Lockheed Martin successfully conducted a series of target tracking tests against Rocket, Artillery and Mortar targets using its Extended Area Protection and Survivability miniature hit-to-kill interceptor system.
The tests were conducted during the first week of April at White Sands Missile Range, N.M., in collaboration with the U.S. Army Research Development & Engineering Command/Aviation Missile Research Development & Engineering Center. The tests demonstrated EAPS can track targets launched from tactical ranges for the duration of their trajectory.
“We are all extremely pleased with this test, what it means for the EAPS program. The data collected is being analyzed so that the program learns as much as possible and we can incorporate improvements and changes where needed,” said Loretta Painter, AMRDEC EAPS program director.

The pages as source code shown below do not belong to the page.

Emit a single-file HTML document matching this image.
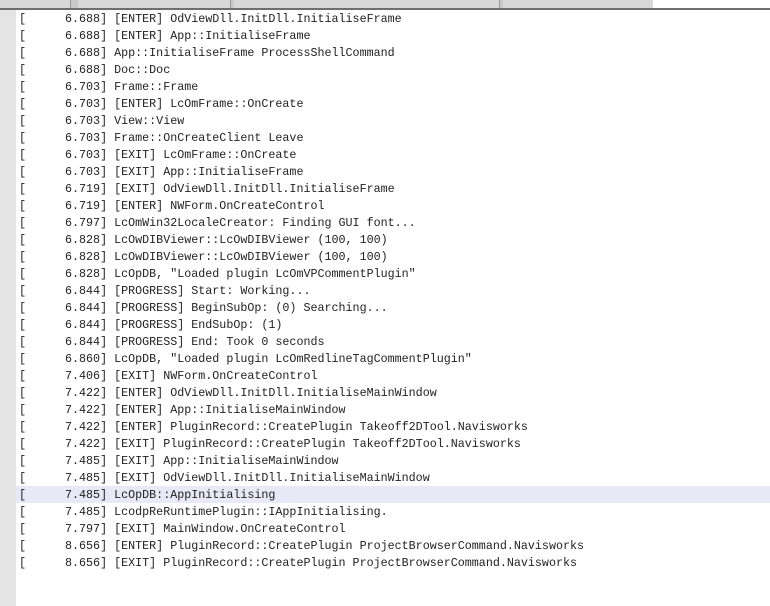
<!DOCTYPE html><html><head><style>
body{margin:0;width:770px;height:606px;background:#fff;position:relative;overflow:hidden;font-family:"Liberation Mono",monospace;font-size:11.7px;color:#222}
#tabs{position:absolute;left:0;top:0;width:770px;height:8px;background:#c8c8c8}
.tab{position:absolute;top:0;height:8px;background:#d8d8d8;border-right:1px solid #999}
#line{position:absolute;left:0;top:8px;width:770px;height:2px;background:#6e6e6e}
#gut{position:absolute;left:0;top:10px;width:16px;height:596px;background:#e4e4e4}
.r{position:absolute;left:16px;width:754px;height:17px;line-height:17px;white-space:pre}
.r span{position:absolute;top:1px}
.b{left:3px}.t{left:49px}
.hl{background:#e8e8f6}
</style></head><body>
<div id="tabs">
<div class="tab" style="left:0;width:70px"></div>
<div class="tab" style="left:78px;width:152px"></div>
<div class="tab" style="left:234px;width:265px"></div>
<div class="tab" style="left:503px;width:410px"></div>
<div class="tab" style="left:653px;width:117px;background:#fff"></div>
</div>
<div id="line"></div>
<div id="gut"></div>
<div id="c"></div>
<script>
var L=[["6.688","[ENTER] OdViewDll.InitDll.InitialiseFrame"],["6.688","[ENTER] App::InitialiseFrame"],["6.688","App::InitialiseFrame ProcessShellCommand"],["6.688","Doc::Doc"],["6.703","Frame::Frame"],["6.703","[ENTER] LcOmFrame::OnCreate"],["6.703","View::View"],["6.703","Frame::OnCreateClient Leave"],["6.703","[EXIT] LcOmFrame::OnCreate"],["6.703","[EXIT] App::InitialiseFrame"],["6.719","[EXIT] OdViewDll.InitDll.InitialiseFrame"],["6.719","[ENTER] NWForm.OnCreateControl"],["6.797","LcOmWin32LocaleCreator: Finding GUI font..."],["6.828","LcOwDIBViewer::LcOwDIBViewer (100, 100)"],["6.828","LcOwDIBViewer::LcOwDIBViewer (100, 100)"],["6.828","LcOpDB, \"Loaded plugin LcOmVPCommentPlugin\""],["6.844","[PROGRESS] Start: Working..."],["6.844","[PROGRESS] BeginSubOp: (0) Searching..."],["6.844","[PROGRESS] EndSubOp: (1)"],["6.844","[PROGRESS] End: Took 0 seconds"],["6.860","LcOpDB, \"Loaded plugin LcOmRedlineTagCommentPlugin\""],["7.406","[EXIT] NWForm.OnCreateControl"],["7.422","[ENTER] OdViewDll.InitDll.InitialiseMainWindow"],["7.422","[ENTER] App::InitialiseMainWindow"],["7.422","[ENTER] PluginRecord::CreatePlugin Takeoff2DTool.Navisworks"],["7.422","[EXIT] PluginRecord::CreatePlugin Takeoff2DTool.Navisworks"],["7.485","[EXIT] App::InitialiseMainWindow"],["7.485","[EXIT] OdViewDll.InitDll.InitialiseMainWindow"],["7.485","LcOpDB::AppInitialising"],["7.485","LcodpReRuntimePlugin::IAppInitialising."],["7.797","[EXIT] MainWindow.OnCreateControl"],["8.656","[ENTER] PluginRecord::CreatePlugin ProjectBrowserCommand.Navisworks"],["8.656","[EXIT] PluginRecord::CreatePlugin ProjectBrowserCommand.Navisworks"]];
var h="";L.forEach(function(l,i){var e=l[1].replace(/&/g,"&amp;").replace(/</g,"&lt;");h+='<div class="r'+(i==28?' hl':'')+'" style="top:'+(10+i*17)+'px"><span class="b">[</span><span class="t">'+l[0]+'] '+e+'</span></div>';});
document.getElementById("c").innerHTML=h;
</script>
</body></html>
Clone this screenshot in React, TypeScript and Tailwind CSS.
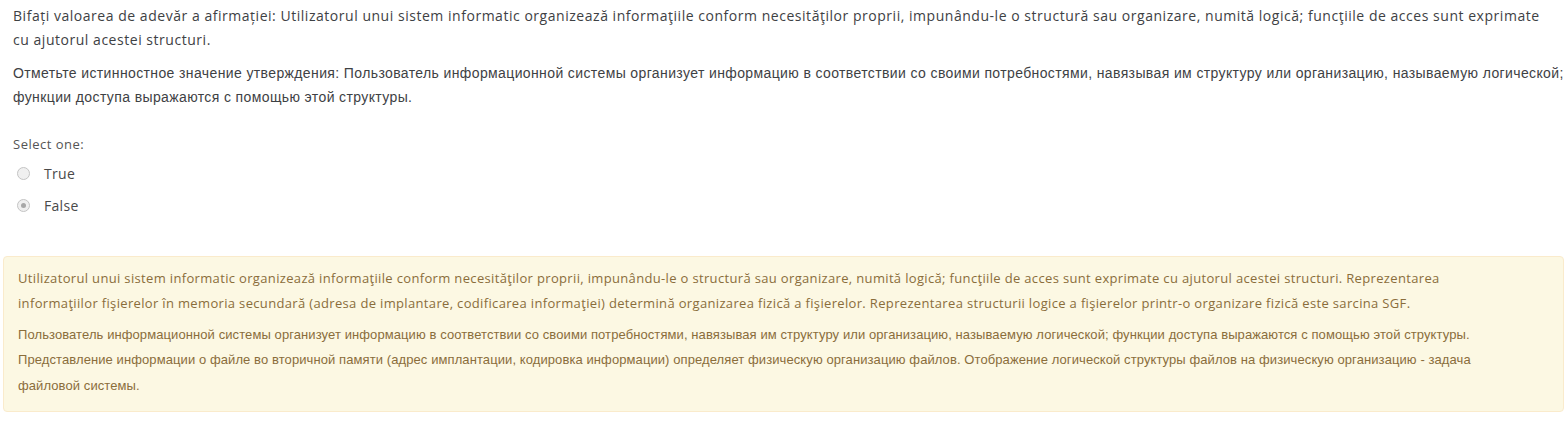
import React from "react";

const latin = "font-['Open_Sans',sans-serif]";
const cyr = "font-['Liberation_Sans',Arial,sans-serif]";

interface OptionProps {
  label: string;
  checked?: boolean;
}

const Option = ({ label, checked }: OptionProps) => {
  return (
    <div className="flex items-center h-[32px] pl-[17px]">
      <span className="flex items-center justify-center w-[13px] h-[13px] rounded-full border border-[#c4c4c4] bg-[#f0f0f0]">
        {checked && <span className="w-[5px] h-[5px] rounded-full bg-[#a8a8a8]" />}
      </span>
      <span className={`ml-[14px] text-[14px] tracking-[0.3px] text-[#4a4a4a] ${latin}`}>{label}</span>
    </div>
  );
};

export default function App() {
  return (
    <div className="w-[1567px] h-[422px] bg-white overflow-hidden">
      <div className="pl-[13px] pt-[4px]">
        <p className={`whitespace-nowrap text-[14px] leading-[24px] text-[#3e4144] tracking-[0.53px] ${latin}`}>
          Bifați valoarea de adevăr a afirmației: Utilizatorul unui sistem informatic organizează
          informaţiile conform necesităţilor proprii, impunându-le o structură sau organizare, numită
          logică; funcţiile de acces sunt exprimate
          <br />
          cu ajutorul acestei structuri.
        </p>
        <p className={`mt-[9px] whitespace-nowrap text-[14px] leading-[24px] text-[#3e4144] tracking-[0.38px] ${cyr}`}>
          Отметьте истинностное значение утверждения: Пользователь информационной системы организует
          информацию в соответствии со своими потребностями, навязывая им структуру или организацию,
          называемую логической;
          <br />
          функции доступа выражаются с помощью этой структуры.
        </p>
      </div>

      <div className="mt-[26px]">
        <div className={`pl-[13px] text-[13px] tracking-[0.5px] text-[#555] ${latin}`}>Select one:</div>
        <div className="mt-[3px]">
          <Option label="True" />
          <Option label="False" checked />
        </div>
      </div>

      <div className="mx-[3px] mt-[34px] h-[156px] rounded-[4px] border border-[#faebcc] bg-[#fcf8e3] px-[14px] pt-[9px] text-[#8a6d3b]">
        <p className={`whitespace-nowrap text-[13px] leading-[25px] tracking-[0.34px] ${latin}`}>
          Utilizatorul unui sistem informatic organizează informaţiile conform necesităţilor proprii,
          impunându-le o structură sau organizare, numită logică; funcţiile de acces sunt exprimate cu
          ajutorul acestei structuri. Reprezentarea
          <br />
          informaţiilor fişierelor în memoria secundară (adresa de implantare, codificarea informaţiei)
          determină organizarea fizică a fişierelor. Reprezentarea structurii logice a fişierelor
          printr-o organizare fizică este sarcina SGF.
        </p>
        <p className={`mt-[6px] whitespace-nowrap text-[13px] leading-[25.5px] tracking-[0.09px] ${cyr}`}>
          Пользователь информационной системы организует информацию в соответствии со своими
          потребностями, навязывая им структуру или организацию, называемую логической; функции доступа
          выражаются с помощью этой структуры.
          <br />
          Представление информации о файле во вторичной памяти (адрес имплантации, кодировка информации)
          определяет физическую организацию файлов. Отображение логической структуры файлов на
          физическую организацию - задача
          <br />
          файловой системы.
        </p>
      </div>
    </div>
  );
}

During the tests, the EAPS fire control sensors provided target track information sufficient to conduct a full target engagement sequence, including the issuance of a launch command followed by a simulated EAPS missile fly-out and simulated intercept. This test series supports the upcoming EAPS Integrated Demonstration flight tests, consisting of a non-targeted test flight in the May timeframe followed by a several guided flights against tactical targets in the summer of 2012.
“As we continue to develop EAPS, we are confident this system will play a crucial role in the future protection of the force,” said Mike Trotsky at Lockheed Martin’s Missiles and Fire Control business.
The Lockheed Martin EAPS round is an extremely agile, small hit-to-kill interceptor that weighs approximately 3 kilograms. It is less than 50 millimeters in diameter and less than 1 meter long. The interceptor is designed to be affordable and will meet the AMRDEC Average Unit Production Cost goal at specified quantities. Paired with a fire control sensor, EAPS defeats targets through body-to-body impact at tactical ranges.
Lockheed Martin’s EAPS supports multiple launchers and fire control sensors. This capability greatly increases the protected operational environment, providing soldiers greater protection and increased flexibility over legacy and interim systems.